Posté devant le portail de sa chambre froide, Yannick B. fait le vigile pour filtrer l’accès de ses éventuels clients. Fournisseur des vivres frais, il a été alerté par les mesures gouvernementales qui imposent la révision à la baisse des produits surgelés. Comme nombre de tenanciers de chambres froides, il s’est vite rebiffé à l’idée qu’il vendrait à perte ses stocks de chinchards, poulets, bovins… tant que les grossistes maintiendraient leurs prix à la hausse.
Il s’est, dès lors, résolu à fermer la porte aux inspecteurs et autres contrôleurs, à défaut de vendre sa marchandise sans baisser le moindre prix, ou carrément de créer la rareté pour entrainer la surenchère. Cette tendance a fait boule de neige dans la capitale, au point de paralyser les activités dans les chambres froides.
Le vendredi 3 septembre, plusieurs d’entre elles ont fermé leurs portes en guise de protestation face aux »tracasseries » qu’ils subissent de la part des services communaux et provinciaux, mobilisés pour les contraindre à baisser les prix. Ainsi, aucune chambre froide n’a fonctionné aux marchés Gambela et Matete.
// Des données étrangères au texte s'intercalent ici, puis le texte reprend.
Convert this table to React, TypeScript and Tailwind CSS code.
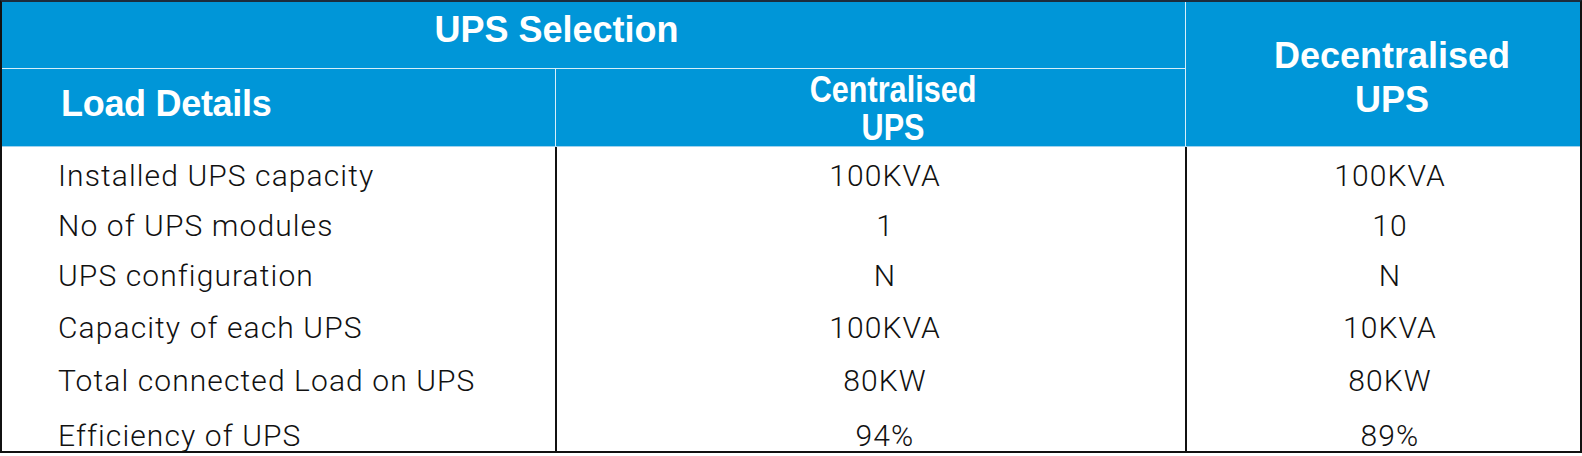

Seules, quelques-unes ont ouvert aux alentours du marché central.
Plaintes des exploitants de chambres froides
Abordés, les exploitants des chambres froides réalisent, à cet effet, qu’ils sont victimes de l’échec des négociations entre le Gouvernement et les importateurs visant la baisse des prix de produits surgelés. Ils se plaignent d’être quotidiennement l’objet de contrôle de la part des inspecteurs économiques qui leur reprochent »leur rébellion » face aux tarifs émanant du ministère de l’Economie. Ils s’estiment, par ailleurs, bousculés par des consommateurs qui tiennent à tout prix à la baisse des prix des vivres frais, les contraignant à adapter le coût à la bourse du gagne-petit.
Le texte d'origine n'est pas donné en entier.